Of the “setbacks” that Peker talked about during the conference call, the spat with U.S. Customs and Border Protection was “largely out of the company’s control,” he said. However, other setbacks were self-inflicted, according to Peker, who rejoined the company in January to replace former CEO Aaron Coleman. Previously, Peker served in various managerial positions at U.S. Auto Parts from 2008 to 2014.

“I believe the struggles from our e-commerce channels have largely been internally driven issues as opposed to structural business challenges,” Peker said. “In fact, in just over two months since rejoining the company, we have already identified multiple opportunities designed to revitalize our e-commerce channel and return U.S. Auto Parts to profitable revenue growth. This will require a reallocation of resources and incremental investments in personnel, technology and new marketing strategies in 2019.”


Among the steps the company has taken this year, U.S. Auto Parts has hired a new chief marketing officer – Houman Akhavan – “who has begun to build a world-class marketing team,” according to Peker. The company also has begun to assemble a “user-experience and analytics team.”

When Peker returned to U.S. Auto Parts in January, he conducted a review of the company’s operations, which revealed that a “lack of focus” was one of the company’s “internal missteps.” He attributed the problem to “spreading our resources too thin.”

“In order to focus the team and to deploy our assets most efficiently, we are in the process of reducing the number of websites we operate,” Peker said. “This will allow for a more simplified development approach, more focused marketing and real attention to user experience.”


Peker emphasized the need for the company to make technology investments that modernize the back end and front end of its e-commerce platforms and restructure its “data and catalog methodologies to enhance the discovery of products.”

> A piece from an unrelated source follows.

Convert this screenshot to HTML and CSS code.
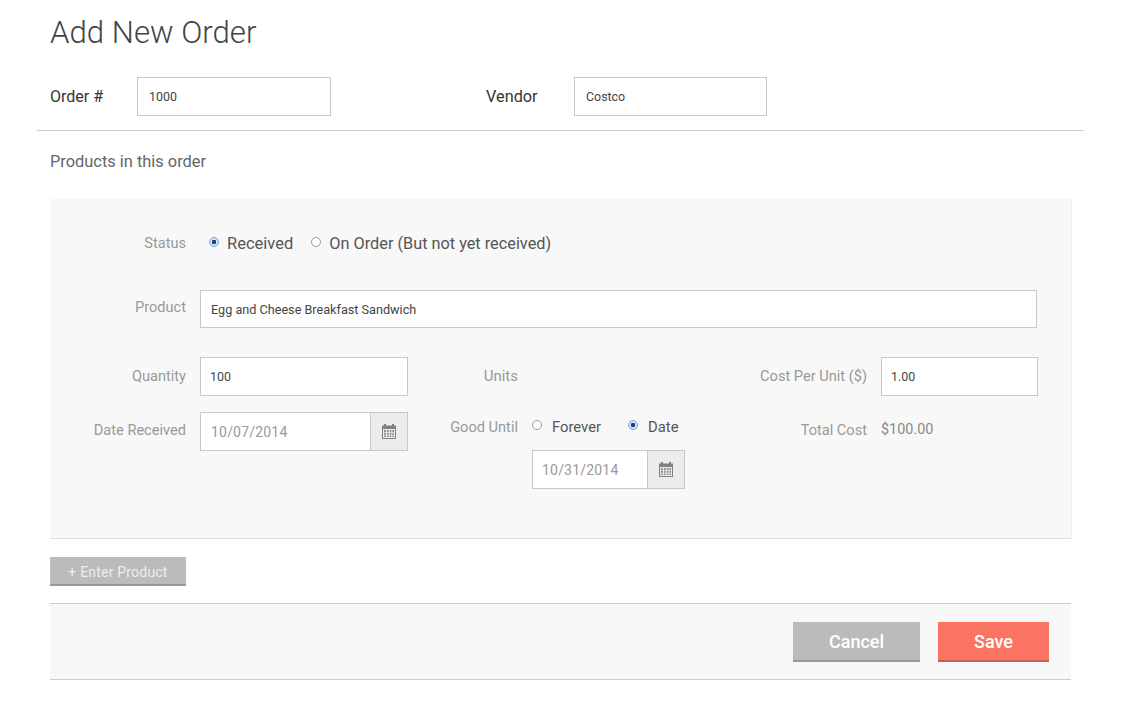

“Our technology organization is focused on ensuring that our customers receive the same experience they have come to expect from the best e-commerce players, regardless of vertical,” he said. “Customers’ expectations today are shaped not just by our direct competitors, but by all of their experiences on the web, and we have to ensure that we deliver the same or better. This includes site speed, discovery of product, ease of checkout and post-purchase experience, including setting the proper expectations for shipping times. Transparency and accuracy will always lead to a better customer experience and increase the likelihood of a repeat customer.”